Glass Walled Studio became the descriptor  for the second year of Conversations For Transformation when my work environment morphed  into a glass walled studio. Until the second year I worked almost totally incognito, releasing new essays only when they were complete and (for want of a better word) perfect. Then, suddenly inspired by the idea of working in a glass walled studio, I published everything I saved ongoingly to the internet: rough drafts, dummy runs, notes, outlines, maquettes, anything, everything, warts  and all.

As each piece was crafted and improved, it was immediately uploaded and republished, whatever its current state. Everything became visible and accessible right now  including the process  itself. This added a dimension of raw authenticity  in which I started noticing how much I've invested in looking good, a habit I came to grips with and gradually gave up while working in the unprotected glare and public scrutiny of a glass walled studio.

Sometime during the third year of Conversations For Transformation titled Internet Presence, a new commitment spontaneously manifested in my work. Actually it was present all along - from the get go, in fact - except until then I hadn't ever overtly declared it. It was there (for want of a better word) by default. Conversations For Transformation are and have never been anything other than the expression of my acknowledgement of Werner Erhard who introduced me to transformation, and our resulting friendship.

In the third year I realized they'd become more than my own personal  expression. I realized they would, by default and  by association, expand Werner's internet presence  as well. From then on my writing escalated accordingly, stoked  (if you will) by taking on this new accountability.

I've designated the fourth year of Conversations For Transformation Side By Side. Here's why. I've visited with many of the latter day masters, both religious and pragmatic, close up, in person, face to face. I've watched many of them on late night cable, dish, and satellite television. I've even listened to some of them on the radio driving in my car. In every case I've come away with a sense of companionship with a powerful man or woman, of being in the presence of genuine greatness, and of having listened to a truly remarkable person speaking. From each and every single one of them I've gotten something valuable.

And yet, right from day one, there's always been a profoundly unique distinction I've gotten from Werner and from no one else. It's this. From every other master I get how amazing they are. From Werner I get how amazing we  are. This is the context in which I've taken on I'm source of transformation. That's interimly. Ultimately we, You and Werner and I side by side, are source of transformation.

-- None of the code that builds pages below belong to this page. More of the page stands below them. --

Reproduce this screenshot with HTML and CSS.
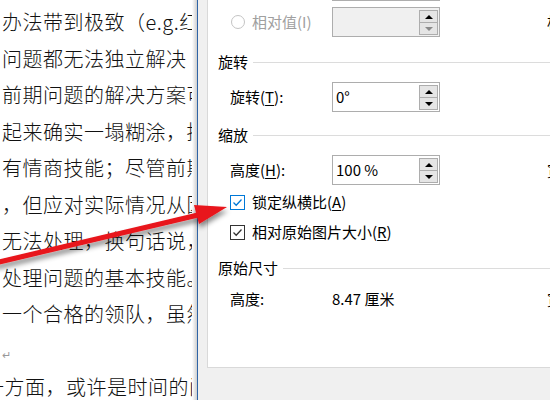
FILE: index.html
```html
<!DOCTYPE html>
<html lang="zh-CN">
<head>
<meta charset="utf-8">
<title>布局 - 大小</title>
<link rel="stylesheet" href="styles.css">
</head>
<body>
<div class="screen">
  <div class="doc">
    <p class="ln">办法带到极致（e.g.红</p>
    <p class="ln">问题都无法独立解决</p>
    <p class="ln">前期问题的解决方案可</p>
    <p class="ln">起来确实一塌糊涂，据</p>
    <p class="ln">有情商技能；尽管前期</p>
    <p class="ln">，但应对实际情况从因</p>
    <p class="ln">无法处理，换句话说，</p>
    <p class="ln">处理问题的基本技能。</p>
    <p class="ln">一个合格的领队，虽然</p>
    <p class="ln"><span class="para">↵</span></p>
    <p class="ln shift">一方面，或许是时间的问</p>
  </div>
  <div class="doc-shadow"></div>
  <div class="doc-edge"></div>
  <div class="dlg">
    <div class="panel">
      <div class="prev-edge"></div>

      <div class="row m6">
        <div class="lab"><span class="radio"></span><span class="dis">相对值(I)</span></div>
        <div class="spin off">
          <span class="val"></span>
          <div class="btns"><span class="b"><i class="up"></i></span><span class="b"><i class="down gray"></i></span></div>
        </div>
        <div class="side">相对于(E)</div>
      </div>

      <div class="hdr m15"><span>旋转</span><span class="rule"></span></div>

      <div class="row m10">
        <div class="lab">旋转(<u>T</u>):</div>
        <div class="spin">
          <span class="val">0°</span>
          <div class="btns"><span class="b"><i class="up"></i></span><span class="b"><i class="down"></i></span></div>
        </div>
      </div>

      <div class="hdr m13"><span>缩放</span><span class="rule"></span></div>

      <div class="row m10">
        <div class="lab">高度(<u>H</u>):</div>
        <div class="spin">
          <span class="val">100 %</span>
          <div class="btns"><span class="b"><i class="up"></i></span><span class="b"><i class="down"></i></span></div>
        </div>
        <div class="side">宽度(W):</div>
      </div>

      <div class="check m7">
        <span class="box focus"><svg viewBox="0 0 13 13" width="13" height="13"><polyline points="2.5,6.5 5.2,9.2 10.5,3.5" fill="none" stroke="#0078d7" stroke-width="1.3"/></svg></span>
        <span>锁定纵横比(<u>A</u>)</span>
      </div>

      <div class="check m10">
        <span class="box"><svg viewBox="0 0 13 13" width="13" height="13"><polyline points="2.5,6.5 5.2,9.2 10.5,3.5" fill="none" stroke="#333" stroke-width="1.3"/></svg></span>
        <span>相对原始图片大小(<u>R</u>)</span>
      </div>

      <div class="hdr m16"><span>原始尺寸</span><span class="rule"></span></div>

      <div class="row short m11">
        <div class="lab">高度:</div>
        <div class="plain">8.47 厘米</div>
        <div class="side">宽度:</div>
      </div>
    </div>
  </div>

  <svg class="arrow" width="550" height="400" viewBox="0 0 550 400">
    <defs>
      <filter id="sh" x="-10%" y="-50%" width="130%" height="250%">
        <feDropShadow dx="1" dy="4" stdDeviation="2.5" flood-color="#000" flood-opacity="0.45"/>
      </filter>
    </defs>
    <g filter="url(#sh)">
      <line x1="-5" y1="263" x2="198" y2="215" stroke="#e8141b" stroke-width="5"/>
      <polygon points="227,207 194,205 199,224" fill="#e8141b"/>
    </g>
  </svg>
</div>
</body>
</html>
```

FILE: styles.css
```css
* { box-sizing: border-box; }
html, body {
  margin: 0;
  padding: 0;
  width: 550px;
  height: 400px;
  overflow: hidden;
  background: #fff;
}
.screen {
  position: relative;
  display: flex;
  width: 550px;
  height: 400px;
  overflow: hidden;
}

/* document */
.doc {
  width: 192px;
  flex: none;
  background: #fff;
  overflow: hidden;
  padding-top: 4px;
  font-family: "Noto Sans CJK SC", "Noto Sans", sans-serif;
  font-size: 20px;
  font-weight: 300;
  color: #111;
}
.ln {
  margin: 0;
  height: 36.5px;
  line-height: 36.5px;
  white-space: nowrap;
  padding-left: 2px;
  letter-spacing: 0.5px;
}
.ln.shift { margin-left: -18px; }
.para {
  font-size: 11px;
  color: #999;
  font-family: "DejaVu Sans", sans-serif;
}
.doc-shadow {
  width: 5px;
  flex: none;
  background: linear-gradient(to right, #ffffff, #cfcfcf);
}
.doc-edge {
  width: 1px;
  flex: none;
  background: #2f64a6;
}

/* dialog */
.dlg {
  flex: 1;
  min-width: 0;
  background: #f0f0f0;
  padding-left: 9px;
  overflow: hidden;
  font-family: "Noto Sans CJK SC", "Noto Sans", sans-serif;
  font-size: 15px;
  color: #000;
}
.panel {
  width: 420px;
  height: 368px;
  background: #fff;
  border-left: 1px solid #d9d9d9;
  border-bottom: 1px solid #d9d9d9;
  padding-left: 10px;
  display: flex;
  flex-direction: column;
}
.prev-edge {
  margin-left: 114px;
  width: 108px;
  height: 1px;
  background: #adadad;
  flex: none;
}
.m6 { margin-top: 6px; }
.m7 { margin-top: 7px; }
.m10 { margin-top: 10px; }
.m11 { margin-top: 11px; }
.m13 { margin-top: 13px; }
.m15 { margin-top: 15px; }
.m16 { margin-top: 16px; }

.row {
  display: flex;
  align-items: center;
  height: 30px;
  padding-left: 12px;
  flex: none;
  white-space: nowrap;
}
.row.short { height: 20px; }
.lab {
  width: 102px;
  flex: none;
  display: flex;
  align-items: center;
  line-height: 20px;
}
.radio {
  width: 14px;
  height: 14px;
  border: 1px solid #c4c4c4;
  border-radius: 50%;
  margin-left: 1px;
  margin-right: 7px;
  background: #fff;
  flex: none;
}
.dis { color: #a0a0a0; }
.side {
  margin-left: 107px;
  line-height: 20px;
}
.plain { line-height: 20px; width: 108px; }

.spin {
  width: 108px;
  height: 30px;
  flex: none;
  border: 1px solid #adadad;
  background: #fff;
  display: flex;
  align-items: stretch;
}
.spin.off { background: #f0f0f0; }
.val {
  flex: 1;
  padding-left: 3px;
  line-height: 27px;
}
.btns {
  width: 19px;
  margin: 2px 1px 1px 0;
  display: flex;
  flex-direction: column;
  gap: 0;
}
.b {
  flex: 1;
  border: 1px solid #adadad;
  background: #e5e5e5;
  display: flex;
  align-items: center;
  justify-content: center;
}
.b + .b { border-top: none; margin-top: 0; }
.up, .down {
  width: 0;
  height: 0;
  border-left: 4px solid transparent;
  border-right: 4px solid transparent;
}
.up { border-bottom: 4px solid #000; }
.down { border-top: 4px solid #000; }
.down.gray { border-top-color: #8a8a8a; }

.hdr {
  display: flex;
  align-items: center;
  height: 20px;
  line-height: 20px;
  flex: none;
  white-space: nowrap;
}
.rule {
  flex: 1;
  height: 1px;
  background: #dcdcdc;
  margin-left: 5px;
}

.check {
  display: flex;
  align-items: center;
  height: 20px;
  line-height: 20px;
  padding-left: 12px;
  flex: none;
  white-space: nowrap;
}
.box {
  width: 15px;
  height: 15px;
  border: 1px solid #333;
  background: #fff;
  margin-right: 7px;
  display: flex;
  align-items: center;
  justify-content: center;
  flex: none;
}
.box.focus { border-color: #0078d7; }
.box svg { display: block; }

u { text-decoration-thickness: 1px; text-underline-offset: 2px; }

.arrow {
  position: absolute;
  left: 0;
  top: 0;
  pointer-events: none;
}
```
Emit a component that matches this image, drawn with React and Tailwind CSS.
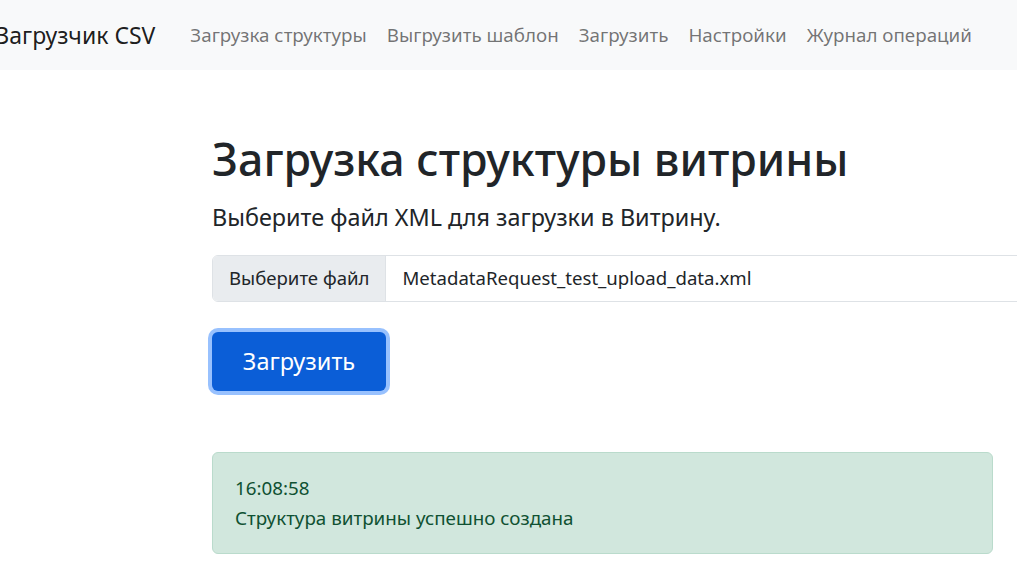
export default function App() {
  return (
    <div className="min-h-screen w-full overflow-hidden bg-white font-['Noto_Sans',sans-serif]">
      <nav className="flex h-[70px] items-center bg-[#f8f9fa]">
        <a className="-ml-[4px] mr-[35px] whitespace-nowrap text-[23px] text-[rgba(0,0,0,0.9)]">Загрузчик CSV</a>
        <div className="flex gap-[20px] whitespace-nowrap text-[18.8px] text-[rgba(0,0,0,0.55)]">
          <a>Загрузка структуры</a>
          <a>Выгрузить шаблон</a>
          <a>Загрузить</a>
          <a>Настройки</a>
          <a>Журнал операций</a>
        </div>
      </nav>
      <main className="pl-[212px] pt-[62px]">
        <h1 className="text-[44.7px] font-medium leading-[1.2] text-[#212529] whitespace-nowrap">Загрузка структуры витрины</h1>
        <p className="mt-[14px] text-[23.4px] leading-[1.5] text-[#212529]">Выберите файл XML для загрузки в Витрину.</p>
        <div className="mt-[20px] flex h-[47px] w-[900px] overflow-hidden rounded-l-[6px] border border-[#dee2e6] text-[18.6px] text-[#212529]">
          <div className="flex items-center border-r border-[#dee2e6] bg-[#e9ecef] px-[16px]">Выберите файл</div>
          <div className="flex items-center px-[16px]">MetadataRequest_test_upload_data.xml</div>
        </div>
        <button className="mt-[30px] block h-[59px] w-[174px] rounded-[6px] bg-[#0b5ed7] text-[23.5px] text-white shadow-[0_0_0_4px_rgba(49,132,253,0.5)]">Загрузить</button>
        <div className="mt-[61px] flex h-[102px] w-[781px] flex-col justify-center rounded-[6px] border border-[#badbcc] bg-[#d1e7dd] px-[22px] text-[18.8px] leading-[30px] text-[#0f5132]">
          <div>16:08:58</div>
          <div>Структура витрины успешно создана</div>
        </div>
      </main>
    </div>
  );
}
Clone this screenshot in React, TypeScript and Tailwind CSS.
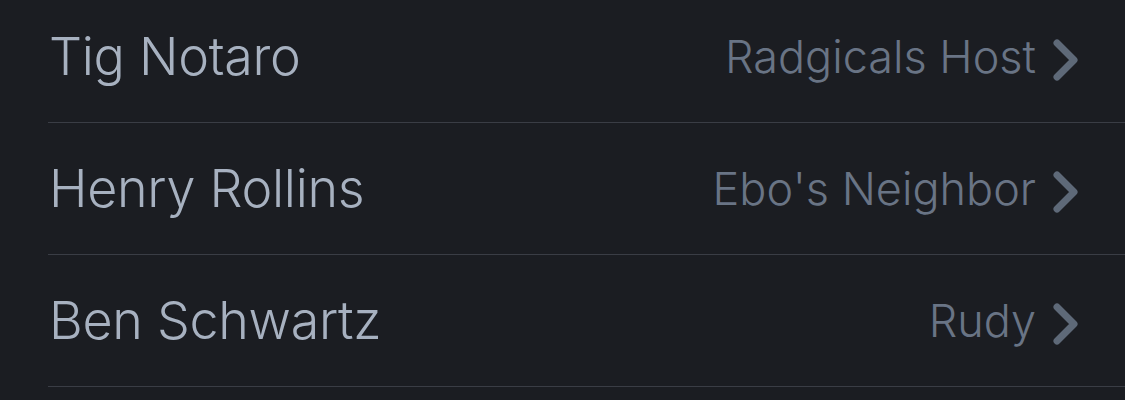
const rows = [
  { name: "Tig Notaro", role: "Radgicals Host" },
  { name: "Henry Rollins", role: "Ebo's Neighbor" },
  { name: "Ben Schwartz", role: "Rudy" },
];

function Chevron() {
  return (
    <svg width="28" height="42" viewBox="0 0 28 42" className="shrink-0">
      <path
        d="M6 4 L23 21 L6 38"
        fill="none"
        stroke="#5e6978"
        strokeWidth="7"
        strokeLinecap="round"
        strokeLinejoin="round"
      />
    </svg>
  );
}

export default function App() {
  return (
    <div
      className="h-[400px] w-[1125px] overflow-hidden bg-[#1b1d22]"
      style={{ fontFamily: "Inter, 'Noto Sans', sans-serif" }}
    >
      <div className="-mt-[9px] pl-[48px]">
        {rows.map((row) => (
          <div
            key={row.name}
            className="flex h-[132px] items-center justify-between border-b border-[#3a3d45] pr-[46px]"
          >
            <span className="pl-[1px] text-[52px] font-light leading-none tracking-[-0.3px] text-[#a7b1c0]">
              {row.name}
            </span>
            <div className="flex items-center gap-[15px]">
              <span className="text-[45px] font-light leading-none text-[#697485]">
                {row.role}
              </span>
              <div className="mt-[6px]">
                <Chevron />
              </div>
            </div>
          </div>
        ))}
      </div>
    </div>
  );
}
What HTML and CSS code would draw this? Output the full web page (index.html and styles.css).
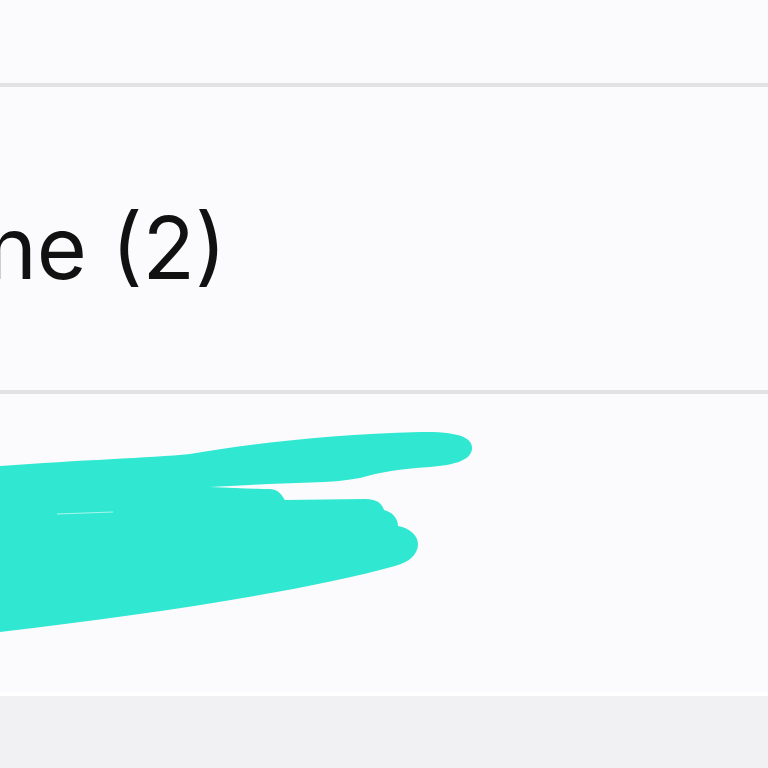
FILE: index.html
```html
<!DOCTYPE html>
<html lang="en">
<head>
    <meta charset="UTF-8">
    <meta name="viewport" content="width=device-width, initial-scale=1.0">
    <title>List</title>
    <link rel="stylesheet" href="styles.css">
</head>
<body>

    <div class="list">
        <div class="row row-top"></div>
        <div class="row row-label">
            <span class="label">ne (2)</span>
        </div>
        <div class="row row-scribble">
            <!-- redacted with a marker -->
            <svg class="scribble" width="768" height="298" viewBox="0 0 768 298">
                <path fill="#30e8d1" d="M0,72 C80,66 150,64 190,60 C250,50 330,40 420,38 C462,37 473,45 472,55 C471,66 455,71 430,73 C400,75 380,78 360,84 C330,90 290,88 250,91 L210,93 C235,94 255,95 270,95 C280,96 282,102 285,106 L365,105 C378,105 382,110 384,116 C392,118 398,124 398,132 C410,134 418,142 418,150 C418,160 410,168 395,172 C300,198 150,220 0,238 Z"/>
                <path stroke="#a8f5ea" stroke-width="1.2" fill="none" d="M57,120 L113,118"/>
            </svg>
        </div>
    </div>
    <div class="footer"></div>

</body>
</html>
```

FILE: styles.css
```css
:root {
    --row-bg: #fbfbfd;
    --divider: #e2e2e5;
    --page-bg: #f1f1f3;
    --text-color: #111111;
}

body {
    margin: 0;
    padding: 0;
    font-family: Inter, 'Liberation Sans', sans-serif;
    background-color: var(--page-bg);
    overflow: hidden;
}

.list {
    display: flex;
    flex-direction: column;
    background-color: var(--row-bg);
}

.row {
    background-color: var(--row-bg);
}

.row-top {
    height: 83px;
    border-bottom: 4px solid var(--divider);
}

.row-label {
    height: 303px;
    display: flex;
    align-items: center;
    border-bottom: 4px solid var(--divider);
    overflow: hidden;
}

.label {
    margin-left: -14px;
    padding-top: 18px;
    font-size: 86px;
    font-weight: 400;
    color: var(--text-color);
    white-space: nowrap;
}

.row-scribble {
    height: 298px;
    border-bottom: 4px solid #ffffff;
}

.scribble {
    display: block;
}

.footer {
    height: 70px;
    background-color: var(--page-bg);
}
```
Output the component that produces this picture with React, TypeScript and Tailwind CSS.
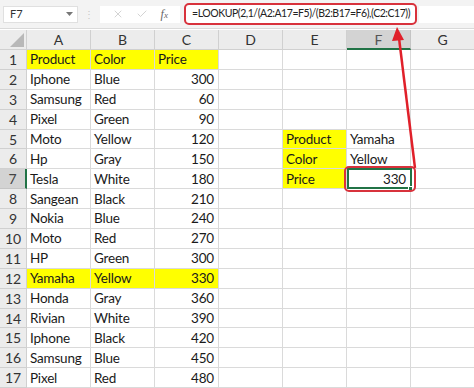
import { X, Check } from "lucide-react";

const cols = ["A", "B", "C", "D", "E", "F", "G"];

type Row = (string | number | null)[];

const rows: Row[] = [
    ["Product", "Color", "Price", null, null, null, null],
    ["Iphone", "Blue", 300, null, null, null, null],
    ["Samsung", "Red", 60, null, null, null, null],
    ["Pixel", "Green", 90, null, null, null, null],
    ["Moto", "Yellow", 120, null, "Product", "Yamaha", null],
    ["Hp", "Gray", 150, null, "Color", "Yellow", null],
    ["Tesla", "White", 180, null, "Price", 330, null],
    ["Sangean", "Black", 210, null, null, null, null],
    ["Nokia", "Blue", 240, null, null, null, null],
    ["Moto", "Red", 270, null, null, null, null],
    ["HP", "Green", 300, null, null, null, null],
    ["Yamaha", "Yellow", 330, null, null, null, null],
    ["Honda", "Gray", 360, null, null, null, null],
    ["Rivian", "White", 390, null, null, null, null],
    ["Iphone", "Black", 420, null, null, null, null],
    ["Samsung", "Blue", 450, null, null, null, null],
    ["Pixel", "Red", 480, null, null, null, null],
];

function isYellow(r: number, c: number) {
    if ((r === 0 || r === 11) && c <= 2) return true;
    if (c === 4 && r >= 4 && r <= 6) return true;
    return false;
}

export default function App() {
    return (
        <div className="relative w-[474px] h-[388px] overflow-hidden bg-white font-['Lato','Liberation_Sans',sans-serif] text-[#1a1a1a]">
            {/* Formula bar */}
            <div className="h-[29px] bg-[#f3f3f3] flex items-center border-b border-[#dadada]">
                <div className="ml-[3px] w-[75px] h-[17px] bg-white border border-[#e0e0e0] flex items-center justify-between pl-[6px] pr-[4px] text-[11px] text-[#333]">
                    <span>F7</span>
                    <svg width="7" height="4" viewBox="0 0 7 4"><path d="M0 0h7L3.5 4z" fill="#777" /></svg>
                </div>
                <div className="w-[22px] flex justify-center text-[#c8c8c8] text-[10px] leading-none">⋮</div>
                <div className="w-[80px] h-[17px] bg-white flex items-center justify-around px-[6px] text-[#c4c4c4]">
                    <X size={12} strokeWidth={1.5} />
                    <Check size={12} strokeWidth={1.5} />
                    <span className="font-['Liberation_Serif',serif] italic text-[12px] text-[#666]">f<span className="text-[9px]">x</span></span>
                </div>
                <div className="ml-[4px] w-[233px] h-[22px] bg-white border-2 border-[#d8323c] rounded-[5px] flex items-center pl-[6px] text-[10.5px] text-[#222] tracking-[-0.45px] whitespace-nowrap overflow-hidden">
                    =LOOKUP(2,1/(A2:A17=F5)/(B2:B17=F6),(C2:C17))
                </div>
                <div className="flex-1 h-[17px] bg-white ml-[2px]" />
            </div>

            {/* Grid */}
            <div className="grid grid-cols-[27px_repeat(7,64px)] grid-rows-[20px_repeat(17,19.9px)] mt-[1px]">
                <div className="bg-[#ececec] border-r border-b border-[#d0d0d0] flex items-end justify-end p-[2px]">
                    <svg width="14" height="14" viewBox="0 0 14 14"><path d="M14 0V14H0z" fill="#b8b8b8" /></svg>
                </div>
                {cols.map((c) => (
                    <div
                        key={c}
                        className={
                            c === "F"
                                ? "bg-[#d3d3d3] border-r border-[#c4c4c4] border-b-2 border-b-[#217346] flex items-center justify-center text-[14px] text-[#555]"
                                : "bg-[#ececec] border-r border-b border-[#d0d0d0] flex items-center justify-center text-[14px] text-[#333]"
                        }
                    >
                        {c}
                    </div>
                ))}
                {rows.map((row, r) => (
                    <>
                        <div
                            key={`h${r}`}
                            className={
                                r === 6
                                    ? "bg-[#d3d3d3] border-b border-[#c4c4c4] border-r-2 border-r-[#217346] flex items-center justify-center text-[14px] text-[#444]"
                                    : "bg-[#ececec] border-r border-b border-[#d0d0d0] flex items-center justify-center text-[14px] text-[#333]"
                            }
                        >
                            {r + 1}
                        </div>
                        {row.map((v, c) => (
                            <div
                                key={`${r}-${c}`}
                                className={`border-r border-b border-[#dadada] flex items-center text-[13.5px] tracking-[-0.2px] whitespace-nowrap ${
                                    typeof v === "number" ? "justify-end pr-[4px]" : "pl-[3px]"
                                } ${isYellow(r, c) ? "bg-[#ffff00]" : "bg-white"}`}
                            >
                                {v}
                            </div>
                        ))}
                    </>
                ))}
            </div>

            {/* Selected cell F7 */}
            <div className="absolute left-[347px] top-[168px] w-[65px] h-[21px] border-2 border-[#217346]" />
            <div className="absolute left-[408px] top-[186px] w-[5px] h-[5px] bg-[#217346] border border-white" />
            <div className="absolute left-[344px] top-[166px] w-[72px] h-[26px] border-2 border-[#d8323c] rounded-[5px]" />

            {/* Arrow */}
            <svg className="absolute left-0 top-0" width="474" height="388" viewBox="0 0 474 388">
                <line x1="415" y1="168" x2="399" y2="38" stroke="#e0202a" strokeWidth="2.5" />
                <path d="M397 27 L392 41 L404 40 z" fill="#e0202a" />
            </svg>
        </div>
    );
}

It's often observed those people who make Werner Erhard's work available in the world needn't say anything persuasive, profound, deep, intelligent, brilliant, or reasonable or even something that makes sense  to bring forth transformation like a possibility. If persuasive  etc is what you want, be in politics, not in the business of transformation. Instead, if you're coming from  transformation, you could simply read the dictionary or recite the telephone book to your audience, and they'll get it  even louder, even clearer.

These Conversations For Transformation aren't written to describe anything, to explain, to make points, or even to be about anything  in particular. I don't intend them to be recipes for success  or to make life better, although unavoidably in their particular genre  you may hear elements of all the above. Rather, they're the dictionaries, the telephone books I'm reciting to my audience. I'm only marginally interested in you listening to these Conversations For Transformation for what they say. I am, however, committed to you listening to where they come from.

"When's the book coming, Laurence?". I've interacted with this possibility on many occasions. Here's what I've gotten so far. There's something very, very powerful which becomes available when this work is made available free of charge, in other words purely as a gift. To be sure, you'll get a taste of transformation from these essays. You'll get a good sense of Werner's work from these essays. But you won't get transformed reading these essays. The way you get transformed is by participating in Werner's programs and by speaking and listening transformed in face to face conversations with people.

This is why, for the most part, Werner's work work has never been widely distributed in books, films, video and audio tape, or other media. Transformation isn't gotten that way. Transformation is being in Conversations For Transformation. If there's going to be a book from me (and the jury's still out in that particular case), it won't simply package and sell the Conversations For Transformation website.

This website and its component essays is my gift to you. No charge. No expectation. Free. Joyfully free. Yes there could be a charge. But there's none. By coming here and listening, you - not I - create any transformation you may find here. Without you, all I'd be doing is flapping my fingers at a keyboard and making wiggly marks on your computer screen. So please continue to come here any time you like. Take whatever's valuable for you. Leave nothing in the collection plate.

It's all yours now.

Thank You for the space your listening grants me to write who we really are. I want you to know I'm using it well.